Multi-pulse cotectic evolution and in-situ fractionation of calc-alkaline tonalite-granodiorite rocks, Velasco Cambro-Ordovician batholith, Famatinian belt, Argentina

Abstract

The study of a magmatic series composed of Qtz-diorites to granites of the south part of the Sierra de Velasco batholith (Famatinian arc) in Argentina reveals that most rocks follow a coherent cotectic trend, which is comparable to a (CLL) traced from experimental liquid compositions of calc-alkaline (andesitic) systems. The identification of cotectic relationships is crucial to interpret the meaning of geochemical variation trends in terms of phase equilibria. We show the contrast between typical CLL trends defined by rocks of the Palanche pluton and rocks departing from CLL array, which are interpreted as resulting from local processes of bulk assimilation of a pelitic host.

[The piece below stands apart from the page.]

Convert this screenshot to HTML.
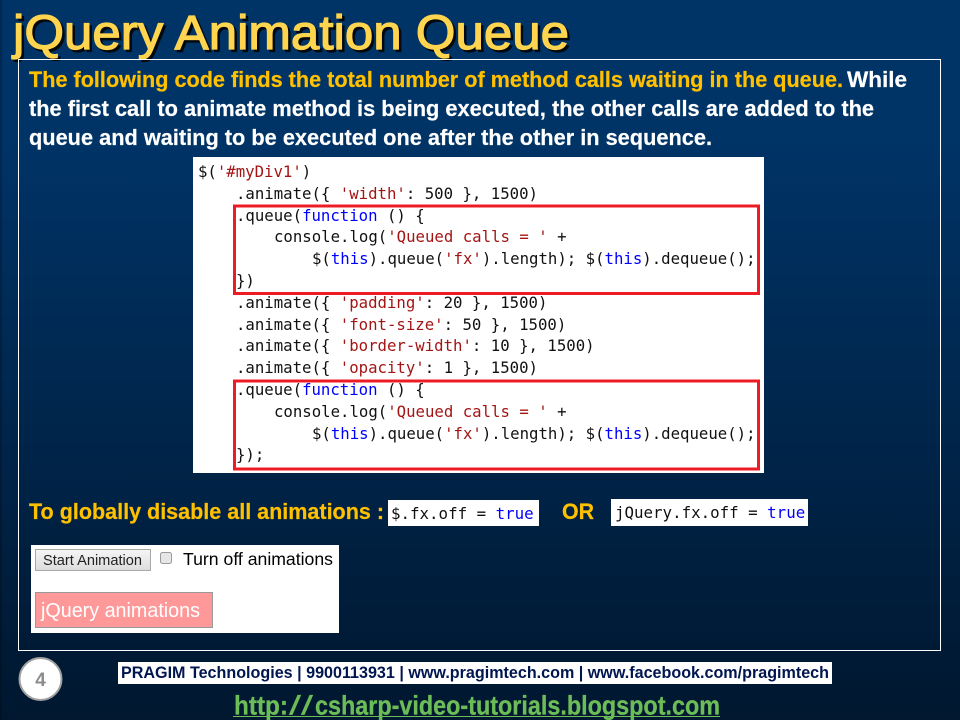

Zircon U-Pb age determinations with SHRIMP support a coeval zircon crystallization record from of about 480 to 450Ma of samples plotting on the CLL. The absence of intrusive contacts between these coeval cotectic granites implies that they were fractionated in situ at the level of emplacement. Other younger pulses (442 ±5 Ma), also fall on the CLL, denoting that uniform processes of melting and fractionation were operative for at least 40Ma at the same locus at the active continental margin of Gondwana. During this protracted magmatic activity, sporadic pulses of mafic magma were injected (e.g. at 456 ±7 Ma), revealing a complex process of pulse amalgamation in the building up of the batholith. These mafic magma pulses may have contributed to basification of the host granitoid by enclave dissolution at the low pressure of emplacement. The reported geochemical trends, as true CLL, together with observed textures and crystallization sequences, point to a parental intermediate system of andesite composition (SiO2>55 wt%) with a water content of about 2.5 wt% H2O, similar to those formed by sediment-basalt subducted mélanges. A sublithospheric origin for the mafic precursor is proposed in agreement with prediction by recently published thermo-mechanical modeling and experimental phase equilibria.